- [Data records]
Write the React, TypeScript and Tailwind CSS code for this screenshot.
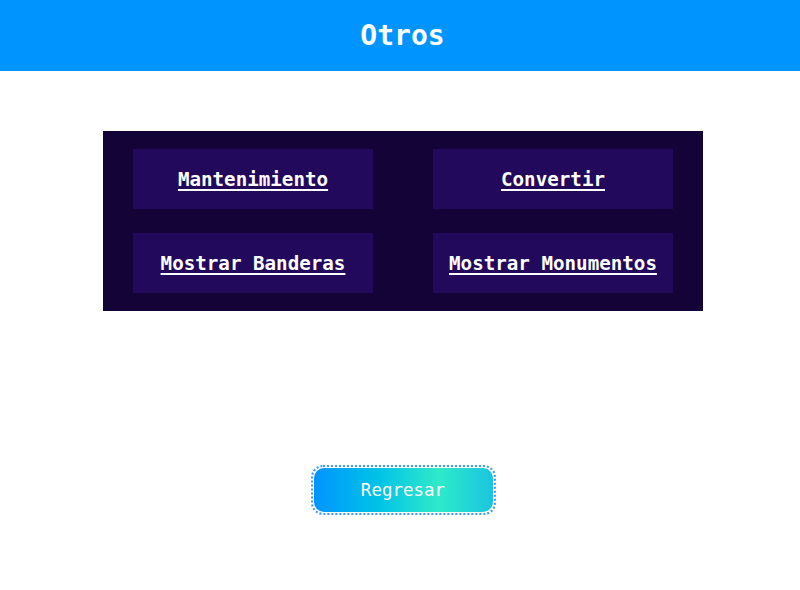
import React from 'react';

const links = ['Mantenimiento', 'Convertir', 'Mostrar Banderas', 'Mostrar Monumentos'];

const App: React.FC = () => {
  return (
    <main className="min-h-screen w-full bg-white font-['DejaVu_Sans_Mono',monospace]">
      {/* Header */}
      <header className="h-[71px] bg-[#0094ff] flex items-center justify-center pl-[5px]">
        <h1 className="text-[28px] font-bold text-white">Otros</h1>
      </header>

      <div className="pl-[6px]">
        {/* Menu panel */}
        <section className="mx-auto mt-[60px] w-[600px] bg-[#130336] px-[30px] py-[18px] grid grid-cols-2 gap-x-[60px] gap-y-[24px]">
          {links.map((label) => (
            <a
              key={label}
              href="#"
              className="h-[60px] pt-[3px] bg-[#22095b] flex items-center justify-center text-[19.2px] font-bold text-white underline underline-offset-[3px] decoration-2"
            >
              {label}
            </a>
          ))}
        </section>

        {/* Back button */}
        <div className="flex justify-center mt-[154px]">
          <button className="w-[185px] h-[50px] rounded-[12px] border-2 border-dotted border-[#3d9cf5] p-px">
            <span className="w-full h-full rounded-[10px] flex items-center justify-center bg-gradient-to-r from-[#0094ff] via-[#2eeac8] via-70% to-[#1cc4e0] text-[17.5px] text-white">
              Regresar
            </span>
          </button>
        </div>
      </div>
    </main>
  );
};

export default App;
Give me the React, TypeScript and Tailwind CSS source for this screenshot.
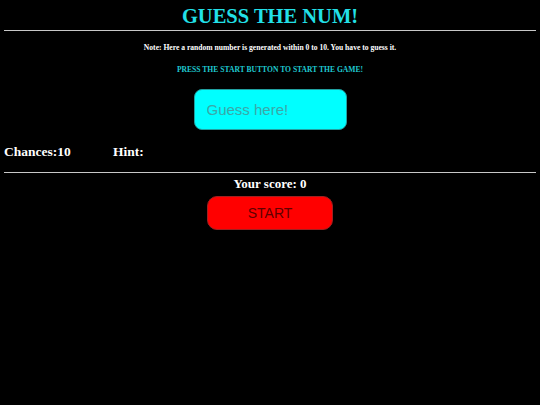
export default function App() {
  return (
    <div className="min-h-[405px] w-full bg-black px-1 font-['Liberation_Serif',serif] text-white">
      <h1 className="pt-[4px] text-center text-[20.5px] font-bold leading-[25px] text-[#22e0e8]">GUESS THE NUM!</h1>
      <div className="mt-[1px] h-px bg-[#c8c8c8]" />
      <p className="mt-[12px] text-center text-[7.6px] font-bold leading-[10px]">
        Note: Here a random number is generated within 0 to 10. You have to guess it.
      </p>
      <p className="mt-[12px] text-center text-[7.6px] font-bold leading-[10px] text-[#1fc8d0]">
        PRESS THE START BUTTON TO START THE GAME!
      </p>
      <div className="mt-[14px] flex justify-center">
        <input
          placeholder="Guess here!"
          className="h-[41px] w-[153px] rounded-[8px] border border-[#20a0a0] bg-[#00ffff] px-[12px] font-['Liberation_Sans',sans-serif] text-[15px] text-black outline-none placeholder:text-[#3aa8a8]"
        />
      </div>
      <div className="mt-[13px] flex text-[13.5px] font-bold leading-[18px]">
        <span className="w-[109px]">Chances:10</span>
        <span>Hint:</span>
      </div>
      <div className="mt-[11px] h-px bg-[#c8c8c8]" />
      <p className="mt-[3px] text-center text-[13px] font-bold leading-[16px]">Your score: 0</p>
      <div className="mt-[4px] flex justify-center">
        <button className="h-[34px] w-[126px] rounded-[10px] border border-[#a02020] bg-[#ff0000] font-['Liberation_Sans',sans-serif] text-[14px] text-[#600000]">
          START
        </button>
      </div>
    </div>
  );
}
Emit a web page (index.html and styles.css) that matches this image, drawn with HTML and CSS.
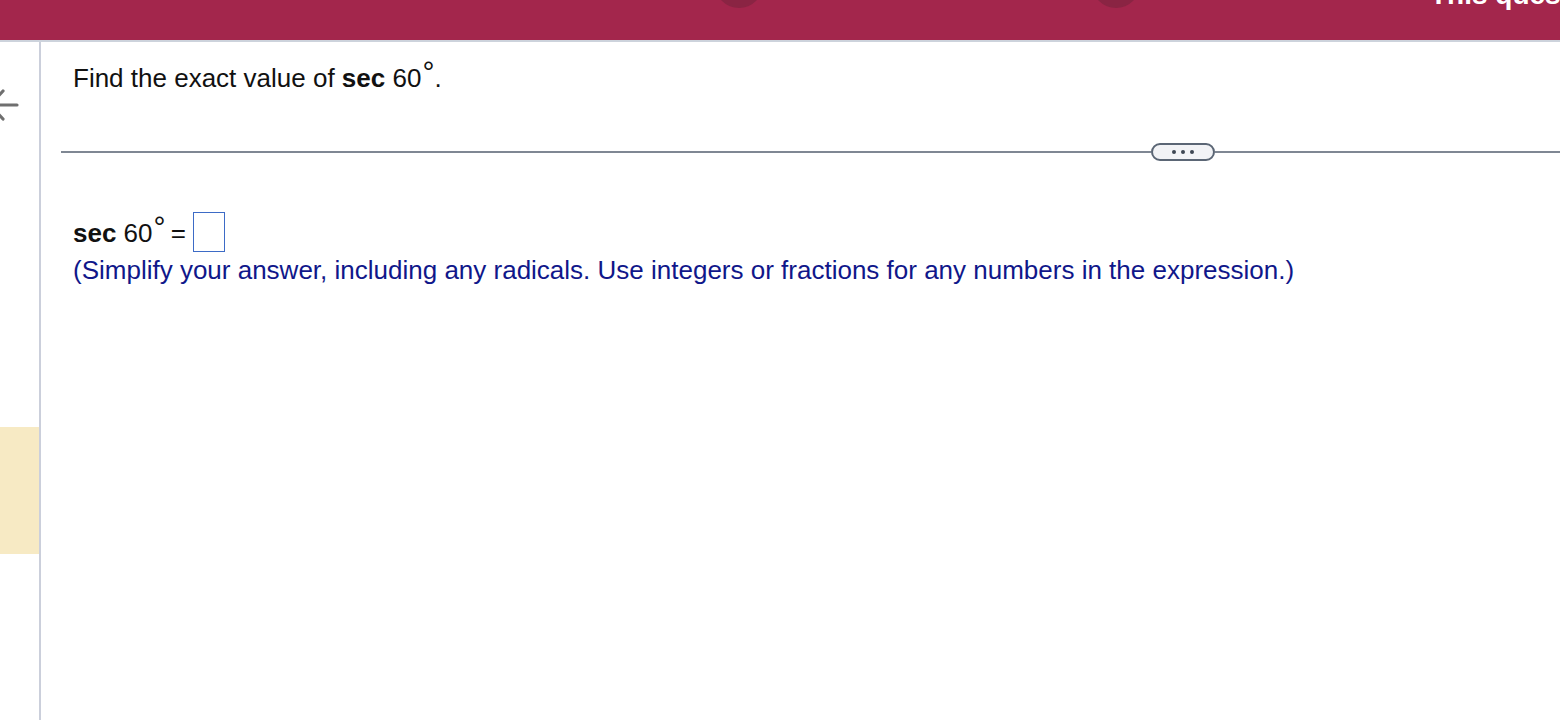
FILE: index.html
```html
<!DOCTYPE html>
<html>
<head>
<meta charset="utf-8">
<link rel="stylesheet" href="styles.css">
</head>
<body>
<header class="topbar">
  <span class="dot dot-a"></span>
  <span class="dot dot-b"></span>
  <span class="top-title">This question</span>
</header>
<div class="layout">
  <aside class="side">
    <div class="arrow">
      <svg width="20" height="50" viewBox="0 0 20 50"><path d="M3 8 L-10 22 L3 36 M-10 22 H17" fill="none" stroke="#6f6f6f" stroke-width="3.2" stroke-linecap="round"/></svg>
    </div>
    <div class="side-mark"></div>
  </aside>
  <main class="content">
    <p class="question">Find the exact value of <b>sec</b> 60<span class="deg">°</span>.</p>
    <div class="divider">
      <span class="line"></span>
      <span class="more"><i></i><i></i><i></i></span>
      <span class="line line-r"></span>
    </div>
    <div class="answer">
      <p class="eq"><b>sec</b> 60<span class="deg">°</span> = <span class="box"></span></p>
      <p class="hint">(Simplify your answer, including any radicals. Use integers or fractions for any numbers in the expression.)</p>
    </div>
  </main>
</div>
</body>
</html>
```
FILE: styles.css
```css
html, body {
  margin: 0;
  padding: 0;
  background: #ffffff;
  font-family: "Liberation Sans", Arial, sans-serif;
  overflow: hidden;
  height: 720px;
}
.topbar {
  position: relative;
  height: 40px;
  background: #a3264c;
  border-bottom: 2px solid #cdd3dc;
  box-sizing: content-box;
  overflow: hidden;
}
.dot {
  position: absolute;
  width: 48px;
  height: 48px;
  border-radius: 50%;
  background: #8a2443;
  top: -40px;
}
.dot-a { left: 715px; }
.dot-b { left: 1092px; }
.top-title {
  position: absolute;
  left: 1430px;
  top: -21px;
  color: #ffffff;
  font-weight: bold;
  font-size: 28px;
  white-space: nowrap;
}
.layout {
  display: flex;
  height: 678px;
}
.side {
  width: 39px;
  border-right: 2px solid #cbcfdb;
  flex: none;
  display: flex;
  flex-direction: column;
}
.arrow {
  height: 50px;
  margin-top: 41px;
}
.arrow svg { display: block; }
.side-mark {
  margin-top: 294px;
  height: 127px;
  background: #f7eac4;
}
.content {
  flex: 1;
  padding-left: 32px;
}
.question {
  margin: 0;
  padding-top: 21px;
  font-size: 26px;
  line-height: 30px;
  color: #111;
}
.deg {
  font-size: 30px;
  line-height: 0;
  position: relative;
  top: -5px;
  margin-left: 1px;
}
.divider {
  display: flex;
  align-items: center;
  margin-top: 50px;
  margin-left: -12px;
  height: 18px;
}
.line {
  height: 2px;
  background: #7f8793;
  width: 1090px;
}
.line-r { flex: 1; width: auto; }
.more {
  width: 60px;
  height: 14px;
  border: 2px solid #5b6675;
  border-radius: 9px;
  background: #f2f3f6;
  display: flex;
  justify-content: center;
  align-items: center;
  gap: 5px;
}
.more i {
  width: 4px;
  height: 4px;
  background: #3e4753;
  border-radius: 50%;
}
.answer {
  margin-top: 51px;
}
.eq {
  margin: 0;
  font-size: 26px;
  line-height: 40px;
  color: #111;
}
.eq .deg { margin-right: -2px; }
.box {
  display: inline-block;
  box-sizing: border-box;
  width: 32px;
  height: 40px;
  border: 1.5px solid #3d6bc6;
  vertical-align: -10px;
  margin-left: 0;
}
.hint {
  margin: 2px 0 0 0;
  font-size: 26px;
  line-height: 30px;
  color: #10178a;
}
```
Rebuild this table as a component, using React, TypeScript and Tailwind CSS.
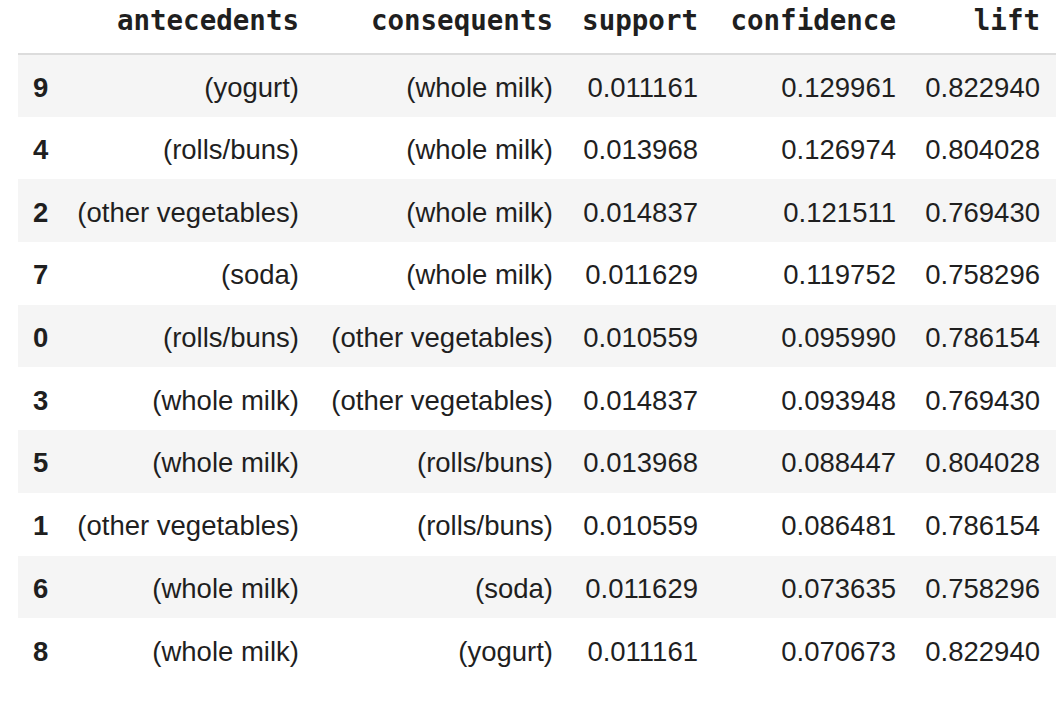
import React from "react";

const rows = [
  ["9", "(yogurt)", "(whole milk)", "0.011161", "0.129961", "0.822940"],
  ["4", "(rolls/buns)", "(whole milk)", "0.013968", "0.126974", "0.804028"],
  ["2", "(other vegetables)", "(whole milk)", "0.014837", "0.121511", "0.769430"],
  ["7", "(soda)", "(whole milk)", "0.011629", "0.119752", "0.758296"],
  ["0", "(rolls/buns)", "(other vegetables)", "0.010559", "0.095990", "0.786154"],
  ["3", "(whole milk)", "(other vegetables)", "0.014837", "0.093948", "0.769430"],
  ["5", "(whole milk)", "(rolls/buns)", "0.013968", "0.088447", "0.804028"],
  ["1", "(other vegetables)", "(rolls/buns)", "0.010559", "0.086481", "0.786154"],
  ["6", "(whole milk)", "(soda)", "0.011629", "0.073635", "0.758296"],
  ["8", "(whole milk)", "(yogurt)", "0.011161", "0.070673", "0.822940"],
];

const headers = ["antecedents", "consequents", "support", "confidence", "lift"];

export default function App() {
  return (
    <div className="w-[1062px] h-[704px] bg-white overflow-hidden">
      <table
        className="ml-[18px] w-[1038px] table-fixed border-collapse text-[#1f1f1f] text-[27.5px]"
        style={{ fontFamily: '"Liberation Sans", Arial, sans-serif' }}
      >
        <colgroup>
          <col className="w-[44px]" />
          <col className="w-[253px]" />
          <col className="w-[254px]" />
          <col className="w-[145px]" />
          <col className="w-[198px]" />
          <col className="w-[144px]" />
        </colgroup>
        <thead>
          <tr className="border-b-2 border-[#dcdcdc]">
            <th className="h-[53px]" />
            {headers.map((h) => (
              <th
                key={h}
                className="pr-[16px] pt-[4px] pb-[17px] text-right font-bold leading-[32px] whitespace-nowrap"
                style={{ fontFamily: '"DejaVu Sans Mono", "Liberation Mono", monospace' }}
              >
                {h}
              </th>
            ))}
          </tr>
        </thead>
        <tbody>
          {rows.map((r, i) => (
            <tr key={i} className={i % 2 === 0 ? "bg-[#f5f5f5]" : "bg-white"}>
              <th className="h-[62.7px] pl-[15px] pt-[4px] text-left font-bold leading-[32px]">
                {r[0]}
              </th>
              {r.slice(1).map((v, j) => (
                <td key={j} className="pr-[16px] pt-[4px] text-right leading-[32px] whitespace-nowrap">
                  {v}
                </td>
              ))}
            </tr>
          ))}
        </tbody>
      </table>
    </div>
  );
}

- [Task description] Repeat the lines above, starting at the first and stopping after the line that holds "const links = ['Mantenimiento', 'Convertir', 'Mostrar", with the pictures left out.

- [The answer]
Write the React, TypeScript and Tailwind CSS code for this screenshot.
import React from 'react';

const links = ['Mantenimiento', 'Convertir', 'Mostrar Banderas', 'Mostrar Monumentos'];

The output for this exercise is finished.